Columbia Law School professors in an August 2013 paper argued that "in light of the potentially catastrophic impacts of global climate change, a numerically small contribution to atmospheric concentrations of [greenhouse gases] could still be considered significant."
The Columbia report also found that downstream events, such as exports of coal, are reasonably foreseeable and would fit within the scope of NEPA review.
'Commission has to set bounds'
The Columbia authors, moreover, conclude that any "final guidance" from the White House to help agencies make such determinations would be extremely valuable.
The Obama administration in 2010 issued draft guidance to require agencies to consider greenhouse gas emissions and climate change effects when carrying out NEPA reviews and said it would take public comment for 90 days on the proposal.

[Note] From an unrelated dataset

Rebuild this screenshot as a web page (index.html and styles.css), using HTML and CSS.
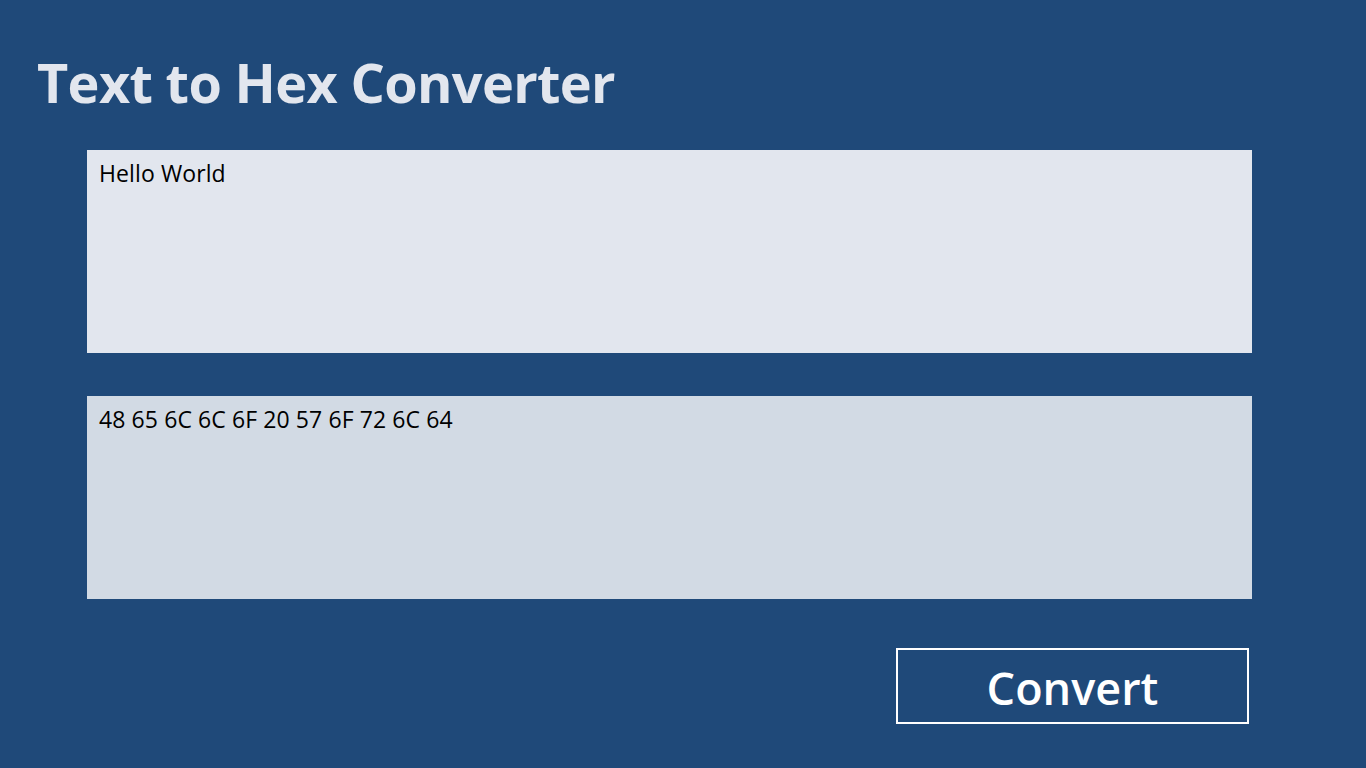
FILE: index.html
```html
<!DOCTYPE html>
<html>
<head>
<meta charset="utf-8">
<link rel="stylesheet" href="styles.css">
</head>
<body>
<div class="page">
  <h1 class="title">Text to Hex Converter</h1>
  <div class="boxes">
    <div class="box box-input">Hello World</div>
    <div class="box box-output">48 65 6C 6C 6F 20 57 6F 72 6C 64</div>
  </div>
  <div class="actions">
    <button class="convert">Convert</button>
  </div>
</div>
</body>
</html>
```

FILE: styles.css
```css
html, body {
  margin: 0;
  padding: 0;
  background: #1f4979;
  height: 100%;
}
.page {
  width: 1366px;
  height: 768px;
  box-sizing: border-box;
  padding: 50px 0 0 0;
  font-family: "Open Sans", "Noto Sans", sans-serif;
}
.title {
  margin: 0 0 0 37px;
  font-size: 54px;
  font-weight: 700;
  line-height: 64px;
  color: #e2e6ee;
  letter-spacing: -0.65px;
}
.boxes {
  margin: 36px 0 0 87px;
  width: 1165px;
  display: flex;
  flex-direction: column;
  gap: 43px;
}
.box {
  height: 203px;
  box-sizing: border-box;
  padding: 8px 12px;
  font-size: 23px;
  line-height: 30px;
  letter-spacing: 0.1px;
  color: #000;
}
.box-input { background: #e2e6ee; }
.box-output { background: #d2dae4; }
.actions {
  margin-top: 49px;
  width: 1249px;
  display: flex;
  justify-content: flex-end;
}
.convert {
  width: 353px;
  height: 76px;
  box-sizing: border-box;
  border: 2px solid #fff;
  background: transparent;
  color: #fff;
  font-family: "Open Sans", "Noto Sans", sans-serif;
  font-size: 45px;
  font-weight: 600;
  padding: 3px 0 0 0;
  line-height: 1;
}
```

But there's still no final guidance document. Last February, outgoing White House Council on Environmental Quality Chairwoman Nancy Sutley said uniform guidance wasn't urgent because agencies were already including climate impacts in their NEPA reviews (Greenwire, Aug. 11).
"What really ought to happen is there should be centralized guidance from CEQ, that's really CEQ's job," Gerrard said. "In the absence of it, all the different agencies are left to flounder on their own."
Weissman argued that FERC could take a more programmatic approach by collecting and publishing information regarding greenhouse gas emissions resulting from activities. The commission could also require natural gas companies to reduce their greenhouse gas emissions by, for example, mandating the use of emissions control technologies, Weissman added.
"We're not trying to take shots at the agency, we're trying to understand, well, what things could they do if they were so inclined," Weissman said. "They haven't said they couldn't do it."
Former FERC officials say the agency is striking the right balance, citing the need to balance environmental protection with the need for new infrastructure given the commission's workload.
"As a regulatory agency, the commission has to set bounds on what it should and shouldn't spend their time," said Richard Hoffmann, a former division leader within FERC's Office of Energy Projects who now serves as executive director of the Interstate Natural Gas Association of America Foundation Inc.
"If they try to look at everything with a project, the process will grind to a halt."
Former FERC Chairman Jon Wellinghoff warns the agency would face legal trouble if it slogged into analyzing cumulative climate effects.
"If FERC extended itself to that more expansive interpretation" he said, "it could be subject [to] reversal in court."